WHAT YOU NEED TO DO — Reproduce the listing below in full and without alteration, apart from its pictures.

RECORDS FOR THE EXERCISE —
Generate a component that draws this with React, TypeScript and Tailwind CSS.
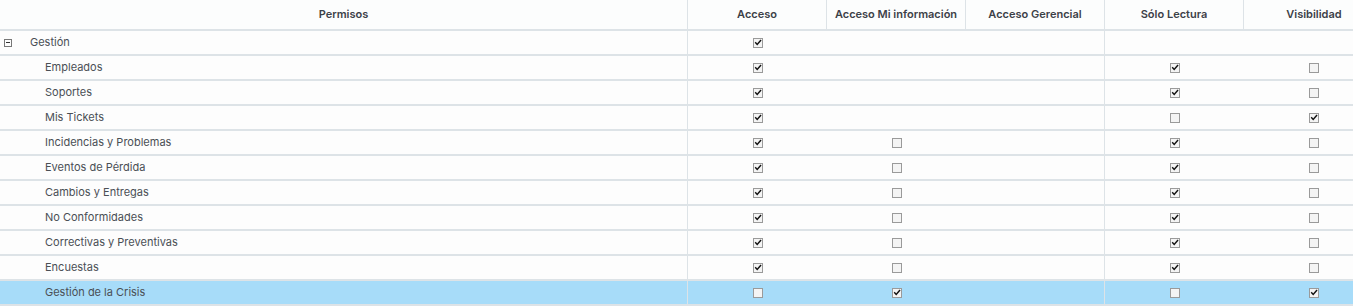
import React from "react";

type Cell = boolean | null;

const rows: { name: string; level: number; cells: Cell[]; selected?: boolean }[] = [
  { name: "Gestión", level: 0, cells: [true, null, null, null, null] },
  { name: "Empleados", level: 1, cells: [true, null, null, true, false] },
  { name: "Soportes", level: 1, cells: [true, null, null, true, false] },
  { name: "Mis Tickets", level: 1, cells: [true, null, null, false, true] },
  { name: "Incidencias y Problemas", level: 1, cells: [true, false, null, true, false] },
  { name: "Eventos de Pérdida", level: 1, cells: [true, false, null, true, false] },
  { name: "Cambios y Entregas", level: 1, cells: [true, false, null, true, false] },
  { name: "No Conformidades", level: 1, cells: [true, false, null, true, false] },
  { name: "Correctivas y Preventivas", level: 1, cells: [true, false, null, true, false] },
  { name: "Encuestas", level: 1, cells: [true, false, null, true, false] },
  { name: "Gestión de la Crisis", level: 1, cells: [false, true, null, false, true], selected: true },
];

const headers = ["Acceso", "Acceso Mi información", "Acceso Gerencial", "Sólo Lectura", "Visibilidad"];

const Check = ({ checked }: { checked: boolean }) => (
  <span className="inline-flex size-[10px] items-center justify-center border border-[#9a9a9a] bg-[#f4f4f4]">
    {checked && (
      <svg viewBox="0 0 10 10" className="size-[9px]">
        <path d="M1.5 4.8 L4 7.5 L8.8 1.8" fill="none" stroke="#111" strokeWidth="1.8" />
      </svg>
    )}
  </span>
);

const App = () => {
  return (
    <div className="w-[1357px] h-[307px] overflow-hidden bg-white" style={{ fontFamily: "Inter, 'Noto Sans', sans-serif" }}>
      <div className="w-[1353px] overflow-hidden">
        <div className="w-[1385px]">
          {/* header */}
          <div className="flex h-[31px] border-b-2 border-[#dde3e7] bg-[#fcfdfd] text-[11px] font-semibold text-[#3c4148]">
            <div className="w-[688px] flex items-center justify-center border-r border-[#dde3e7]">Permisos</div>
            {headers.map((h, i) => (
              <div
                key={h}
                className={
                  i < 4
                    ? "w-[139px] flex items-center justify-center border-r border-[#dde3e7]"
                    : "w-[140px] flex items-center justify-center"
                }
              >
                {h}
              </div>
            ))}
          </div>

          {/* body */}
          {rows.map((r) => (
            <div
              key={r.name}
              className={
                "flex h-[25px] border-b-2 border-[#dde3e7] text-[11px] text-[#4a4f55] " +
                (r.selected ? "bg-[#a7dcf9] text-[#2f4a5c]" : "bg-[#fdfdfd]")
              }
            >
              <div className="w-[688px] flex items-center border-r border-[#dde3e7]">
                {r.level === 0 ? (
                  <>
                    <span className="ml-[4px] inline-flex size-[8px] items-center justify-center border border-[#777]">
                      <span className="block h-px w-[4px] bg-[#333]" />
                    </span>
                    <span className="ml-[18px]">{r.name}</span>
                  </>
                ) : (
                  <span className="ml-[45px]">{r.name}</span>
                )}
              </div>
              <div className="w-[139px] flex items-center justify-center">
                {r.cells[0] !== null && <Check checked={r.cells[0]} />}
              </div>
              <div className="w-[139px] flex items-center justify-center">
                {r.cells[1] !== null && <Check checked={r.cells[1]} />}
              </div>
              <div className="w-[139px] flex items-center justify-center border-r border-[#dde3e7]">
                {r.cells[2] !== null && <Check checked={r.cells[2]} />}
              </div>
              <div className="w-[139px] flex items-center justify-center">
                {r.cells[3] !== null && <Check checked={r.cells[3]} />}
              </div>
              <div className="w-[140px] flex items-center justify-center">
                {r.cells[4] !== null && <Check checked={r.cells[4]} />}
              </div>
            </div>
          ))}
        </div>
      </div>
    </div>
  );
};

export default App;
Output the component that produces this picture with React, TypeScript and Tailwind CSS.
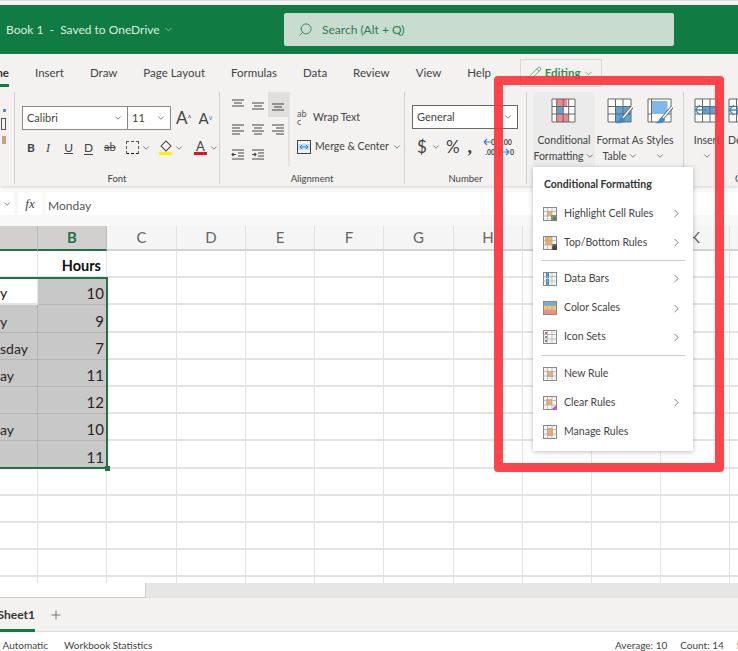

PROBLEM SOLUTION —
Generate a component that draws this with React, TypeScript and Tailwind CSS.
import React from "react";

type Cell = boolean | null;

const rows: { name: string; level: number; cells: Cell[]; selected?: boolean }[] = [
  { name: "Gestión", level: 0, cells: [true, null, null, null, null] },
  { name: "Empleados", level: 1, cells: [true, null, null, true, false] },
  { name: "Soportes", level: 1, cells: [true, null, null, true, false] },
  { name: "Mis Tickets", level: 1, cells: [true, null, null, false, true] },
  { name: "Incidencias y Problemas", level: 1, cells: [true, false, null, true, false] },
  { name: "Eventos de Pérdida", level: 1, cells: [true, false, null, true, false] },
  { name: "Cambios y Entregas", level: 1, cells: [true, false, null, true, false] },
  { name: "No Conformidades", level: 1, cells: [true, false, null, true, false] },
  { name: "Correctivas y Preventivas", level: 1, cells: [true, false, null, true, false] },
  { name: "Encuestas", level: 1, cells: [true, false, null, true, false] },
  { name: "Gestión de la Crisis", level: 1, cells: [false, true, null, false, true], selected: true },
];

const headers = ["Acceso", "Acceso Mi información", "Acceso Gerencial", "Sólo Lectura", "Visibilidad"];

const Check = ({ checked }: { checked: boolean }) => (
  <span className="inline-flex size-[10px] items-center justify-center border border-[#9a9a9a] bg-[#f4f4f4]">
    {checked && (
      <svg viewBox="0 0 10 10" className="size-[9px]">
        <path d="M1.5 4.8 L4 7.5 L8.8 1.8" fill="none" stroke="#111" strokeWidth="1.8" />
      </svg>
    )}
  </span>
);

const App = () => {
  return (
    <div className="w-[1357px] h-[307px] overflow-hidden bg-white" style={{ fontFamily: "Inter, 'Noto Sans', sans-serif" }}>
      <div className="w-[1353px] overflow-hidden">
        <div className="w-[1385px]">
          {/* header */}
          <div className="flex h-[31px] border-b-2 border-[#dde3e7] bg-[#fcfdfd] text-[11px] font-semibold text-[#3c4148]">
            <div className="w-[688px] flex items-center justify-center border-r border-[#dde3e7]">Permisos</div>
            {headers.map((h, i) => (
              <div
                key={h}
                className={
                  i < 4
                    ? "w-[139px] flex items-center justify-center border-r border-[#dde3e7]"
                    : "w-[140px] flex items-center justify-center"
                }
              >
                {h}
              </div>
            ))}
          </div>

          {/* body */}
          {rows.map((r) => (
            <div
              key={r.name}
              className={
                "flex h-[25px] border-b-2 border-[#dde3e7] text-[11px] text-[#4a4f55] " +
                (r.selected ? "bg-[#a7dcf9] text-[#2f4a5c]" : "bg-[#fdfdfd]")
              }
            >
              <div className="w-[688px] flex items-center border-r border-[#dde3e7]">
                {r.level === 0 ? (
                  <>
                    <span className="ml-[4px] inline-flex size-[8px] items-center justify-center border border-[#777]">
                      <span className="block h-px w-[4px] bg-[#333]" />
                    </span>
                    <span className="ml-[18px]">{r.name}</span>
                  </>
                ) : (
                  <span className="ml-[45px]">{r.name}</span>
                )}
              </div>
              <div className="w-[139px] flex items-center justify-center">
                {r.cells[0] !== null && <Check checked={r.cells[0]} />}
              </div>
              <div className="w-[139px] flex items-center justify-center">
                {r.cells[1] !== null && <Check checked={r.cells[1]} />}
              </div>
              <div className="w-[139px] flex items-center justify-center border-r border-[#dde3e7]">
                {r.cells[2] !== null && <Check checked={r.cells[2]} />}
              </div>
              <div className="w-[139px] flex items-center justify-center">
                {r.cells[3] !== null && <Check checked={r.cells[3]} />}
              </div>
              <div className="w-[140px] flex items-center justify-center">
                {r.cells[4] !== null && <Check checked={r.cells[4]} />}
              </div>
            </div>
          ))}
        </div>
      </div>
    </div>
  );
};

export default App;
Output the component that produces this picture with React, TypeScript and Tailwind CSS.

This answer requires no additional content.